begin Dataset extract

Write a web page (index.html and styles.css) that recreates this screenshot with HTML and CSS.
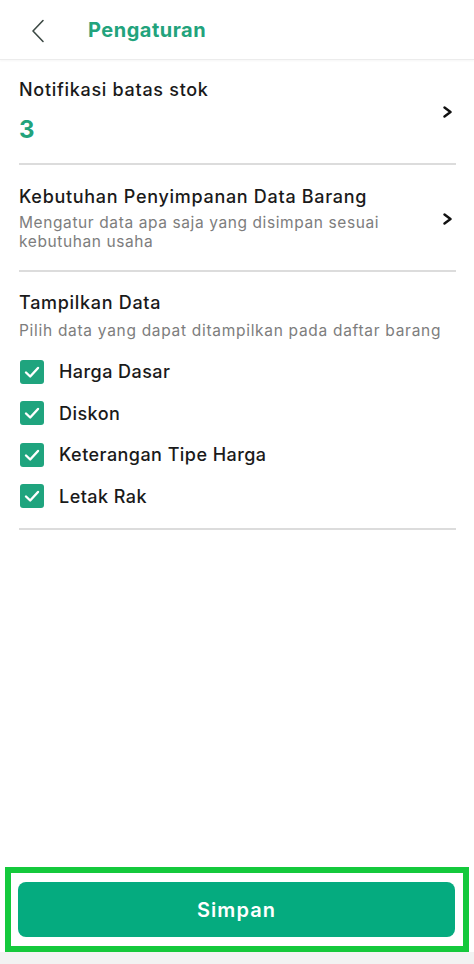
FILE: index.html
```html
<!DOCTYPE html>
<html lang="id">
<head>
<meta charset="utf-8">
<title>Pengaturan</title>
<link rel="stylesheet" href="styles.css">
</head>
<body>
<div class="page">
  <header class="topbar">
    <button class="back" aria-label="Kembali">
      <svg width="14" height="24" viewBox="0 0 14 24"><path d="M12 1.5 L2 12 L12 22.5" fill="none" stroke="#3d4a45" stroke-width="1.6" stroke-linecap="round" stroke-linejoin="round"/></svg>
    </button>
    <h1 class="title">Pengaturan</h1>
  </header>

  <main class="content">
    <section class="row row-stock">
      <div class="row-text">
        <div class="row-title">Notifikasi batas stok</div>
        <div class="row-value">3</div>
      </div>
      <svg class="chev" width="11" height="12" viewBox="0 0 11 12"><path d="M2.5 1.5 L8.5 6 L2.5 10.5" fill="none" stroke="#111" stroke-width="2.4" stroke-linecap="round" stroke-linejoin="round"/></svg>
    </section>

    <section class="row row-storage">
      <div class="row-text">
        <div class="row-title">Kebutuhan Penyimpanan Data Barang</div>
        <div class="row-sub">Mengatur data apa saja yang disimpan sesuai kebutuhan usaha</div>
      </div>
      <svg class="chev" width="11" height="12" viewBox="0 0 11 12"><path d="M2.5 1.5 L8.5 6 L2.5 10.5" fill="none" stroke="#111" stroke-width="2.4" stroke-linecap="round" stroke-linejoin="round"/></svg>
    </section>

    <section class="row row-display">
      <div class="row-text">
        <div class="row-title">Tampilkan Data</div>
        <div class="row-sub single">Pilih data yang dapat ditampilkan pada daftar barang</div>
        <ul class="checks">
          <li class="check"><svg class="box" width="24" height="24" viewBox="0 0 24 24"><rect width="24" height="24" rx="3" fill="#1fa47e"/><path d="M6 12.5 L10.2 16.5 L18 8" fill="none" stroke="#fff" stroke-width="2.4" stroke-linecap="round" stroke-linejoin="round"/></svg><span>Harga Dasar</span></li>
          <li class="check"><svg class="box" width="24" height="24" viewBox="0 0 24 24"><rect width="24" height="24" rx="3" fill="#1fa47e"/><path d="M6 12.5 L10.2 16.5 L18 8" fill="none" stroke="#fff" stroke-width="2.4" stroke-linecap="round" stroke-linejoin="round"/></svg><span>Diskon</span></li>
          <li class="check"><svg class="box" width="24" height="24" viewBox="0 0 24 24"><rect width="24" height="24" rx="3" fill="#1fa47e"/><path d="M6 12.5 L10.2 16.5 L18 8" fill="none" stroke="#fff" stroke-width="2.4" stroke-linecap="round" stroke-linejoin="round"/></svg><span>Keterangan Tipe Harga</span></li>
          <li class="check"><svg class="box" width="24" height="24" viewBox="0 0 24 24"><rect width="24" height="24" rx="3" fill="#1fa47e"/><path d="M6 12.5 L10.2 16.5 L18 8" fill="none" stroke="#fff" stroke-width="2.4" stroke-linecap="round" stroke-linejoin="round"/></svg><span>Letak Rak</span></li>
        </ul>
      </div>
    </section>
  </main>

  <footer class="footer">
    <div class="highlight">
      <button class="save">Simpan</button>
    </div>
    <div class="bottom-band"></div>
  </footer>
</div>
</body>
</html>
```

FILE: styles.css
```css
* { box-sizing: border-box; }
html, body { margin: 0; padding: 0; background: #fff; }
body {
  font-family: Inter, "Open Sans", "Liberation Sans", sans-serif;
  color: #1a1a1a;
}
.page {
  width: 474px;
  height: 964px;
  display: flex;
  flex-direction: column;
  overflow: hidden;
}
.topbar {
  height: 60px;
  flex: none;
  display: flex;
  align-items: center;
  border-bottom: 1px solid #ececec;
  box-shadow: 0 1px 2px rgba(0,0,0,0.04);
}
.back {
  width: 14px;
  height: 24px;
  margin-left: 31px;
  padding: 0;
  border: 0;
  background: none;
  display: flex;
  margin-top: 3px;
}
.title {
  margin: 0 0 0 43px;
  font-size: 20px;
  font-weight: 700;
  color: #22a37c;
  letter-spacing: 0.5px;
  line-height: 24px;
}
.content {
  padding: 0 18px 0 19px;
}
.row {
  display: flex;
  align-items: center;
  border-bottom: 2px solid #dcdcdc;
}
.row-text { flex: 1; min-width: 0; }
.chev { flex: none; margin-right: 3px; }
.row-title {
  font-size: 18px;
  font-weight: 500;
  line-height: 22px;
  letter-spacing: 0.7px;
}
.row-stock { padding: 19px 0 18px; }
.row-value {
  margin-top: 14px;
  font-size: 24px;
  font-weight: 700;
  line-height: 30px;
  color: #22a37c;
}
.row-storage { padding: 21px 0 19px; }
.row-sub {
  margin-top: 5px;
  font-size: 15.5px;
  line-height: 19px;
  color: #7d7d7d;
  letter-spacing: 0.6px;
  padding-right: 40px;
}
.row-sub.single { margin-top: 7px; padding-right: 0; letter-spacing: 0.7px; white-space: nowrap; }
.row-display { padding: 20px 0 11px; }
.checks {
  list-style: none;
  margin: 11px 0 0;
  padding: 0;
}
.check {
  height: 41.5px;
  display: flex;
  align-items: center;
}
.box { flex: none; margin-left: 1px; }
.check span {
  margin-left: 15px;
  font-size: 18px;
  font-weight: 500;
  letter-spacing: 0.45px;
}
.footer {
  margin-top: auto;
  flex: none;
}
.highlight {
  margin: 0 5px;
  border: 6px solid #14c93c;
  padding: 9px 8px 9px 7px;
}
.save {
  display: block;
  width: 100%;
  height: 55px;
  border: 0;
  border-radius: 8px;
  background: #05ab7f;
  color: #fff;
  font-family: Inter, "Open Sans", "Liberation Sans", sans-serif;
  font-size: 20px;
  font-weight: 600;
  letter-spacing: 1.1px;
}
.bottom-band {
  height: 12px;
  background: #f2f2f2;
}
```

end Dataset extract
begin Dataset extract

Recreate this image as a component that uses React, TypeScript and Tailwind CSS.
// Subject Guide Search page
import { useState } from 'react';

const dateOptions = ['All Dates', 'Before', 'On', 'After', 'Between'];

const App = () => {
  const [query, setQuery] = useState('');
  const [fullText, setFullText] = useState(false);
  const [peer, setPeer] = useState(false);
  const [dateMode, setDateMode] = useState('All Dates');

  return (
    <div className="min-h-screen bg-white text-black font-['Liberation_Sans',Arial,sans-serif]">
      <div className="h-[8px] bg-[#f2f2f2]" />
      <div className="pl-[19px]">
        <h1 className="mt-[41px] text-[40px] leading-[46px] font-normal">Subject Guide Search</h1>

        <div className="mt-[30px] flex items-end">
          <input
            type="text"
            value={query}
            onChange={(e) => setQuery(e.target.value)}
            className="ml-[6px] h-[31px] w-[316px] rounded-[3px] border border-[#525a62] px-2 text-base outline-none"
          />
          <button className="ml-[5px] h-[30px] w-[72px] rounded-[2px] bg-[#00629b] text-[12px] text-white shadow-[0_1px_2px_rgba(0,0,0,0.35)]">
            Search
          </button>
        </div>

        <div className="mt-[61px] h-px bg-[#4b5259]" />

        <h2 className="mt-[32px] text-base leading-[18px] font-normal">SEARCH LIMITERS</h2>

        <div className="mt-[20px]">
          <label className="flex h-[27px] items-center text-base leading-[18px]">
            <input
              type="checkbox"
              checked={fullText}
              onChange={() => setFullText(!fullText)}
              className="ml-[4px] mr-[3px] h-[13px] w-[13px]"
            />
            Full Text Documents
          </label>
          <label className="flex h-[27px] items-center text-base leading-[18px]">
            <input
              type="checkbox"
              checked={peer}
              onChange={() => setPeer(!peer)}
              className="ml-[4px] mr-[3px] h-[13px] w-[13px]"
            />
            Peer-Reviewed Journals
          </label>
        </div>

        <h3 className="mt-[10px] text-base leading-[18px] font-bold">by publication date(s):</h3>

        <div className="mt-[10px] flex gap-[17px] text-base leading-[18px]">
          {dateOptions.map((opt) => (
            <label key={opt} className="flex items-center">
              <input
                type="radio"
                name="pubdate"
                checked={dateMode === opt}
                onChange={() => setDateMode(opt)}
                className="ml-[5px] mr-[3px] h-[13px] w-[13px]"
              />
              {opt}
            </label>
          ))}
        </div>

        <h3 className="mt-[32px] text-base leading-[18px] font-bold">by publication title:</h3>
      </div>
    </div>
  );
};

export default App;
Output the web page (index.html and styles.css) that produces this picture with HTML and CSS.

end Dataset extract

Extract from the material all lines containing the string "styles".

§ Answer to the problem
Write a web page (index.html and styles.css) that recreates this screenshot with HTML and CSS.
<link rel="stylesheet" href="styles.css">
FILE: styles.css
Output the web page (index.html and styles.css) that produces this picture with HTML and CSS.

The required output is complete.